“Mommy, can you read me another story?” my daughter will ask.
It isn’t so much that she wants another story. She is stalling so she doesn’t have to go to bed. If it isn’t a story, it is one more glass of water or a trip to the bathroom or a lullaby. And if I say no to her, she will try my husband (the softie).
Bedtimes around our house have never been an easy thing. As a baby, Jase never wanted to go to sleep unless one of us was nearby – preferably touching him. I know – it was a bad habit to start, but we were new parents. Finally, we ended up using cry-it-out to break him of the habit. Actually, I should say my husband did it because I couldn’t stand to hear him crying. I left the house at bedtime every night for a week.
But Jase did get better. Yes, there was that period of time when he was three when he didn’t want to sleep in his big boy bed. He wanted to sleep on the floor. And again, because it was easier, we let him. We even bought him a sleeping bag. I finally got him to sleep back in his bed by offering to let him redecorate his room. We moved the location of his bed to by the window and added some new animal sheets and an animal comforter. It worked. Five years later and he still sleeps in his bed.
Actually, now that he is eight, Jase is relatively easy to put to bed. He can tell time, so he knows when he needs to turn off the light. But every once in a while he will declare he is scared of something.
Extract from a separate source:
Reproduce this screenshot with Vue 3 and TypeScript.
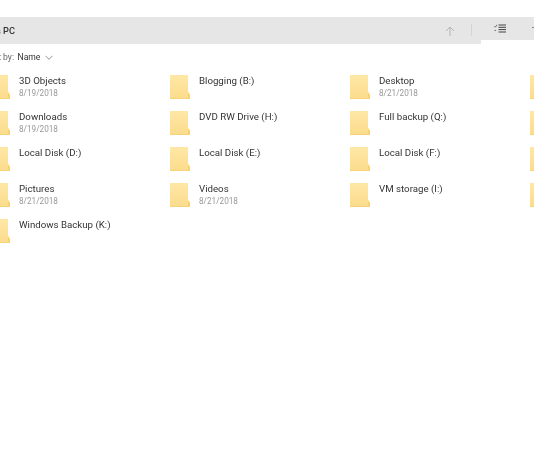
<script setup lang="ts">
interface Item { name: string; date?: string }
const items: Item[] = [
  { name: '3D Objects', date: '8/19/2018' },
  { name: 'Blogging (B:)' },
  { name: 'Desktop', date: '8/21/2018' },
  { name: 'Documents', date: '8/21/2018' },
  { name: 'Downloads', date: '8/19/2018' },
  { name: 'DVD RW Drive (H:)' },
  { name: 'Full backup (Q:)' },
  { name: 'Games (G:)' },
  { name: 'Local Disk (D:)' },
  { name: 'Local Disk (E:)' },
  { name: 'Local Disk (F:)' },
  { name: 'Music', date: '8/19/2018' },
  { name: 'Pictures', date: '8/21/2018' },
  { name: 'Videos', date: '8/21/2018' },
  { name: 'VM storage (I:)' },
  { name: 'Windows (C:)' },
  { name: 'Windows Backup (K:)' },
]
</script>

<template>
  <div class="page">
    <header class="bar">
      <span class="title">This PC</span>
      <div class="tools">
        <svg class="up" width="10" height="10" viewBox="0 0 10 10" aria-hidden="true">
          <path d="M5 10V1M1 5l4-4 4 4" fill="none" stroke="#b4b4b4" stroke-width="1" />
        </svg>
        <span class="sep"></span>
        <div class="tab">
          <svg width="12" height="9" viewBox="0 0 12 9" aria-hidden="true">
            <path d="M0.3 2.2l1 1L3 0.8M0.5 6.5h1.6" fill="none" stroke="#666" stroke-width="0.9" />
            <path d="M4.5 1h7.5M4.5 3.3h7.5M4.5 5.6h7.5M4.5 8h7.5" fill="none" stroke="#444" stroke-width="1" />
          </svg>
          <svg class="next" width="2" height="8" viewBox="0 0 2 8" aria-hidden="true">
            <path d="M0 4.5h2" stroke="#888" stroke-width="1" />
          </svg>
        </div>
      </div>
    </header>
    <div class="sort">
      <span class="sort-label">Sort by:</span>
      <span class="sort-value">Name</span>
      <svg width="8" height="5" viewBox="0 0 8 5" aria-hidden="true">
        <path d="M0.5 0.8l3.5 3.5 3.5-3.5" fill="none" stroke="#888" stroke-width="0.9" />
      </svg>
    </div>
    <div class="grid">
      <div v-for="item in items" :key="item.name" class="item">
        <svg class="folder" width="20" height="24" viewBox="0 0 20 24" aria-hidden="true">
          <defs>
            <linearGradient id="fold" x1="0" y1="0" x2="0" y2="1">
              <stop offset="0" stop-color="#fee7a6" />
              <stop offset="1" stop-color="#fcdc8c" />
            </linearGradient>
          </defs>
          <path d="M0 0h18v17l2 3v4H0z" fill="url(#fold)" />
          <path d="M18 17l2 3v4H0v-1h18z" fill="#f8d278" />
        </svg>
        <div class="text">
          <div class="name">{{ item.name }}</div>
          <div v-if="item.date" class="date">{{ item.date }}</div>
        </div>
      </div>
    </div>
  </div>
</template>

<style>
html, body { background: #fff; overflow: hidden; }
</style>

<style scoped>
.page {
  width: 534px;
  height: 462px;
  padding-top: 17px;
  box-sizing: border-box;
  overflow: hidden;
  font-family: "Roboto", "Open Sans", sans-serif;
  color: #333;
  filter: blur(0.25px);
}
.bar {
  height: 27px;
  background: #e6e6e6;
  display: flex;
  align-items: center;
  justify-content: space-between;
}
.title {
  margin-left: -17px;
  font-weight: 500;
  font-size: 9.2px;
  color: #333;
  white-space: nowrap;
}
.tools {
  display: flex;
  align-self: stretch;
}
.up { margin: 9px 16px 0 0; }
.sep {
  width: 1px;
  height: 12px;
  margin: 7px 9px 0 0;
  background: #d4d4d4;
}
.tab {
  width: 53px;
  height: 27px;
  border-bottom: 4px solid #fff;
  display: flex;
  justify-content: flex-end;
  padding-top: 7px;
  box-sizing: border-box;
  gap: 26px;
}
.next { margin-top: -1px; }
.sort {
  height: 26px;
  display: flex;
  align-items: center;
  gap: 3.5px;
  margin-left: -15px;
  font-size: 8.6px;
}
.sort-label { color: #666; }
.sort-value { color: #333; }
.sort svg { margin-left: 1px; }
.grid {
  display: grid;
  grid-template-columns: repeat(4, 180px);
  grid-auto-rows: 36px;
  margin-left: -10px;
  margin-top: 5px;
  width: 720px;
}
.item {
  display: flex;
  gap: 9px;
}
.folder { flex: none; }
.text { margin-top: 0; }
.name { font-size: 9.7px; line-height: 12px; color: #333; white-space: nowrap; }
.date { font-size: 8.2px; line-height: 13px; color: #999; }
</style>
I don’t think it is so much he is scared but is stalling. I don’t give into it, but my husband does. He will spend some time talking and reassuring him.
The real procrastinator is our daughter Lexie. After lights out, she will get up several times for different things. As it gets later and later, I get more upset with her – and sometimes my husband since he gives into her too often.
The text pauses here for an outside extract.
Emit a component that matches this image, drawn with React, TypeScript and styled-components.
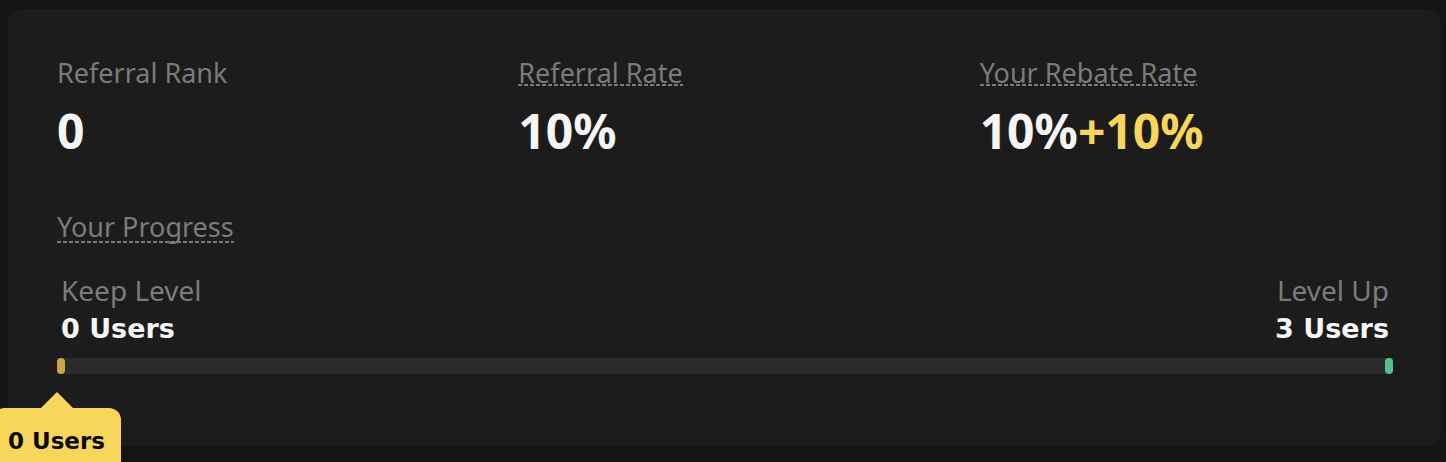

I think she is stalling. My husband thinks that she just can’t fall asleep. He suffers from some insomnia and has since childhood. He fears she is like him, and that it isn’t that she doesn’t want to go to sleep, but she can’t.
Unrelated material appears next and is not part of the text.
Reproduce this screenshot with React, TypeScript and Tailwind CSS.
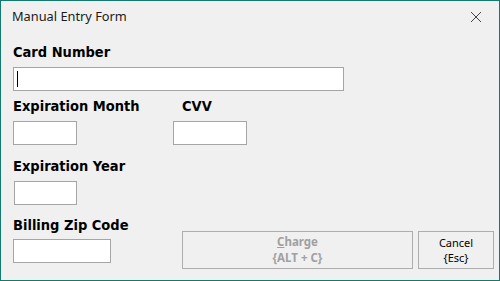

Either way, I feel she needs more sleep – especially since attending kindergarten full time is more draining. She gets up every morning at 6:30. Right now, we are lucky to get her asleep by 9:30 (lights out is at 9). That is 9 hours of sleep. Experts recommend five year olds get between 10 to 12 hours of sleep. She doesn’t nap so those hours need to come at night. (Actually both kids gave up naps before they were two years old.)
For 8 year olds, they recommend 10 to 11 hours though WebMD notes that most are only averaging 9 hours. Another website said school-aged kids should get 9 to 11 hours.
So right now, their bedtime routine starts with story time at 8 p.m. This is followed by my husband making up a story for them. This sometimes seems to wake them up a little more than I would like. They then go to their rooms and watch something on their iTouches. I know the experts say to stay away from “screen time” before bed but my husband doesn’t seem to believe them. (Hmmm…his “insomnia” might come from all his computer time before bed.)
I have suggested several times that we change their bedtime routine to see if it helps Lexie fall asleep faster. But since my husband is the one putting her to bed and is reluctant to change it, unless I take over bedtime, I guess we will be staying with this routine. All I can say is that I do believe a bedtime routine is necessary and will continue to try to get Lexie to go to sleep as early as I can.